I'd start out in a 70mph zone driving through Kentucky (naturally driving 77 mph), slow down to 50mph in Louisville (fine, it's a city, no worries...in fact, the traffic generally freaked me out and I'd actually go LESS than the speed limit for fear of getting run over by a merging semi).  And then in Indiana the speed limit hopped back up to 70, and I'd resume my happy 77mph, setting the cruise control to reflect this very efficient-feeling but not-TOO-illegal speed.


And then would come Illinois...where the interstate speed limit is only 65.  And I would just keep speeding along at 77mph...after all, my cruise control's already set, and everything's been fine driving this speed so far.  What's the big difference between Indiana and Illinois highways that causes 70mph to suddenly become more dangerous than it was before the invisible state line?  If anything, Illinois is flatter (more flat?), implying that Indiana just doesn't care for its drivers' safety like Illinois does, I suppose.


And after Illinois would come the glorious moment when I not only entered Missouri, but St.
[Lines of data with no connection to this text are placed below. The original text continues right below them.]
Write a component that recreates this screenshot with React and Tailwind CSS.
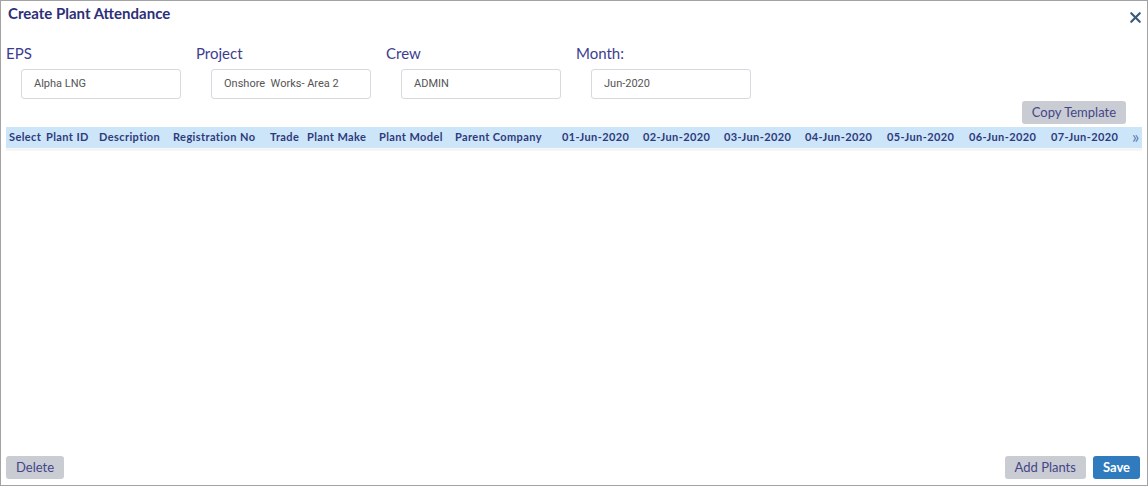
import { X } from "lucide-react"

const fields = [
  { label: "EPS", value: "Alpha LNG" },
  { label: "Project", value: "Onshore  Works- Area 2" },
  { label: "Crew", value: "ADMIN" },
  { label: "Month:", value: "Jun-2020" },
]

const columns = [
  { name: "Select", w: "w-[37px]" },
  { name: "Plant ID", w: "w-[53px]" },
  { name: "Description", w: "w-[74px]" },
  { name: "Registration No", w: "w-[97px]" },
  { name: "Trade", w: "w-[37px]" },
  { name: "Plant Make", w: "w-[72px]" },
  { name: "Plant Model", w: "w-[76px]" },
  { name: "Parent Company", w: "w-[107px]" },
  { name: "01-Jun-2020", w: "w-[81px]" },
  { name: "02-Jun-2020", w: "w-[81px]" },
  { name: "03-Jun-2020", w: "w-[81px]" },
  { name: "04-Jun-2020", w: "w-[82px]" },
  { name: "05-Jun-2020", w: "w-[82px]" },
  { name: "06-Jun-2020", w: "w-[82px]" },
  { name: "07-Jun-2020", w: "w-[81px]" },
]

export default function App() {
  return (
    <div className="w-[1148px] h-[486px] border border-[#a3a3a3] bg-white flex flex-col font-['Lato',sans-serif]">
      {/* header */}
      <div className="flex items-start justify-between pl-[7px] pr-[3px] pt-[3px] h-[40px]">
        <h2 className="text-[15px] font-bold text-[#2d2f78] leading-[18px]">Create Plant Attendance</h2>
        <X className="mt-[5px] w-[17px] h-[17px] text-[#375a78]" strokeWidth={3} />
      </div>

      {/* fields */}
      <div className="flex pl-[5px] h-[59px]">
        {fields.map((f) => (
          <div key={f.label} className="w-[190px] last:w-[189px]">
            <div className="text-[15px] text-[#3d3d8f] leading-[18px] pt-[3px]">{f.label}</div>
            <div className="ml-[15px] mt-[7px] w-[160px] h-[30px] border border-[#d7d9de] rounded-[3px] flex items-center pl-[12px] text-[11px] text-[#555] font-['Roboto',sans-serif] whitespace-pre">
              {f.value}
            </div>
          </div>
        ))}
      </div>

      {/* copy template */}
      <div className="flex justify-end pr-[21px] h-[27px] pt-[1px]">
        <button className="h-[23px] px-[10px] bg-[#c9ccd2] rounded-[3px] text-[13px] text-[#45458a]">Copy Template</button>
      </div>

      {/* table header */}
      <div className="mx-[5px] h-[21px] bg-[#cce5f8] flex items-center pl-[3px] text-[11px] font-bold tracking-[0.4px] text-[#2f3a7c] whitespace-nowrap border-b-[3px] border-b-[#f5f5f5] box-content">
        {columns.map((c) => (
          <div key={c.name} className={c.w}>{c.name}</div>
        ))}
        <div className="text-[17px] font-normal text-[#5b7bb5] leading-none -mt-[3px]">»</div>
      </div>

      <div className="flex-1" />

      {/* footer */}
      <div className="flex justify-between items-center pl-[5px] pr-[7px] pb-[6px]">
        <button className="h-[23px] px-[10px] bg-[#c9ccd2] rounded-[3px] text-[13px] text-[#45458a]">Delete</button>
        <div className="flex gap-[7px]">
          <button className="h-[23px] px-[10px] bg-[#c9ccd2] rounded-[3px] text-[13px] text-[#45458a]">Add Plants</button>
          <button className="h-[23px] px-[10px] bg-[#2f7bbd] rounded-[3px] text-[13px] font-bold text-white">Save</button>
        </div>
      </div>
    </div>
  )
}
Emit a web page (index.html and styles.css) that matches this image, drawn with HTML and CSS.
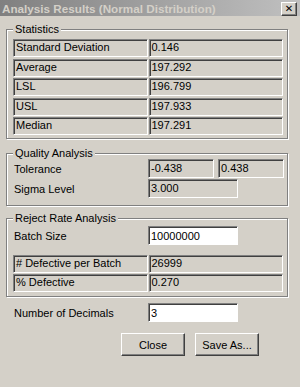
FILE: index.html
```html
<!DOCTYPE html>
<html lang="en">
<head>
    <meta charset="UTF-8">
    <title>Analysis Results (Normal Distribution)</title>
    <link rel="stylesheet" href="styles.css">
</head>
<body>
    <div class="window">
        <div class="titlebar">
            <span class="title">Analysis Results (Normal Distribution)</span>
            <button class="close" aria-label="Close">&#x2715;</button>
        </div>

        <div class="content">
            <fieldset class="group stats">
                <legend>Statistics</legend>
                <div class="table">
                    <div class="cell">Standard Deviation</div>
                    <div class="cell">0.146</div>
                    <div class="cell">Average</div>
                    <div class="cell">197.292</div>
                    <div class="cell">LSL</div>
                    <div class="cell">196.799</div>
                    <div class="cell">USL</div>
                    <div class="cell">197.933</div>
                    <div class="cell">Median</div>
                    <div class="cell">197.291</div>
                </div>
            </fieldset>

            <fieldset class="group quality">
                <legend>Quality Analysis</legend>
                <div class="field">
                    <span class="label">Tolerance</span>
                    <div class="pair">
                        <div class="box small">-0.438</div>
                        <div class="box small">0.438</div>
                    </div>
                </div>
                <div class="field">
                    <span class="label">Sigma Level</span>
                    <div class="box">3.000</div>
                </div>
            </fieldset>

            <fieldset class="group reject">
                <legend>Reject Rate Analysis</legend>
                <div class="field">
                    <span class="label">Batch Size</span>
                    <input class="input" type="text" value="10000000">
                </div>
                <div class="table tight">
                    <div class="cell">#&nbsp;Defective per Batch</div>
                    <div class="cell">26999</div>
                    <div class="cell">%&nbsp;Defective</div>
                    <div class="cell">0.270</div>
                </div>
            </fieldset>

            <div class="field decimals">
                <span class="label">Number of Decimals</span>
                <input class="input" type="text" value="3">
            </div>

            <div class="buttons">
                <button class="btn">Close</button>
                <button class="btn">Save As...</button>
            </div>
        </div>
    </div>
</body>
</html>
```

FILE: styles.css
```css
* {
    margin: 0;
    padding: 0;
    box-sizing: border-box;
}

body {
    background: #d4d0c8;
    font-family: "Liberation Sans", Arial, sans-serif;
    font-size: 11px;
    color: #000;
}

.window {
    width: 300px;
    height: 387px;
    background: #d4d0c8;
}

.titlebar {
    height: 16px;
    display: flex;
    align-items: center;
    justify-content: space-between;
    padding: 0 3px 0 2px;
    background: linear-gradient(to right, #808080, #c0c0c0);
}

.title {
    font-weight: bold;
    font-size: 11.7px;
    color: #d4d0c8;
    white-space: nowrap;
}

.close {
    width: 16px;
    height: 14px;
    margin-top: 1px;
    background: #d4d0c8;
    border: 1px solid;
    border-color: #fff #404040 #404040 #fff;
    box-shadow: inset -1px -1px 0 #808080;
    font-family: "DejaVu Sans", sans-serif;
    font-size: 10px;
    font-weight: bold;
    line-height: 10px;
    color: #000;
}

.content {
    padding: 0 0 0 6px;
}

/* etched group box */
.group {
    width: 282px;
    border: 1px solid #808080;
    box-shadow: 1px 1px 0 #fff, inset 1px 1px 0 #fff;
    padding: 0 4px 3px 6px;
    min-width: 0;
}

.group legend {
    padding: 0 2px;
    line-height: 12px;
    background: #d4d0c8;
}

.stats {
    margin-top: 7px;
    padding-top: 4px;
}

.quality {
    margin-top: 8px;
    padding-bottom: 6px;
}

.reject {
    margin-top: 6px;
    padding-top: 2px;
    padding-bottom: 4px;
}

.table {
    display: grid;
    grid-template-columns: 1fr 1fr;
    column-gap: 1px;
    row-gap: 1.5px;
}

.table.tight {
    margin-top: 10px;
    row-gap: 1px;
}

.cell {
    height: 18px;
    line-height: 15px;
    padding-left: 2px;
    border: 1px solid;
    border-color: #808080 #fff #fff #808080;
    box-shadow: inset 1px 1px 0 #404040;
    white-space: nowrap;
}

.field {
    display: grid;
    grid-template-columns: 135px auto;
    align-items: center;
    margin-bottom: 1px;
}

.label {
    padding-left: 1px;
}

.pair {
    display: flex;
    gap: 4px;
}

.box {
    width: 90px;
    height: 19px;
    line-height: 16px;
    padding-left: 2px;
    border: 1px solid;
    border-color: #808080 #fff #fff #808080;
    box-shadow: inset 1px 1px 0 #404040;
}

.box.small {
    width: 66px;
}

.input {
    width: 90px;
    height: 19px;
    padding-left: 2px;
    font: inherit;
    color: #000;
    background: #fff;
    border: 1px solid;
    border-color: #808080 #fff #fff #808080;
    box-shadow: inset 1px 1px 0 #404040;
    outline: 0;
}

.decimals {
    width: 282px;
    margin-top: 6px;
    padding-left: 7px;
    grid-template-columns: 135px auto;
}

.buttons {
    display: flex;
    gap: 10px;
    margin-top: 11px;
    padding-left: 115px;
}

.btn {
    width: 64px;
    height: 23px;
    font: inherit;
    color: #000;
    background: #d4d0c8;
    border: 1px solid;
    border-color: #fff #404040 #404040 #fff;
    box-shadow: inset -1px -1px 0 #808080;
}
```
Louis itself, the city where I grew up and the point in the trip that I always classified as being "home", even if I still had a good 40 minutes or so ahead of me before I actually reached my driveway.


And here is where things would get really frustrating.


Not only would the speed limit suddenly become 60mph (remember, I'm still cruising along at 77), but I would inevitably hit rush hour traffic that would FURTHER slow me down, until finally I maneuvered my way around standstill traffic and looping interchanges and came to where I-44 meets MO-109, the intersection where my high school happily and predictably stands, and where I'm less than 20 minutes from home.


But by this point I've been driving for over 6 hours.  20 more minutes isn't going to cut it.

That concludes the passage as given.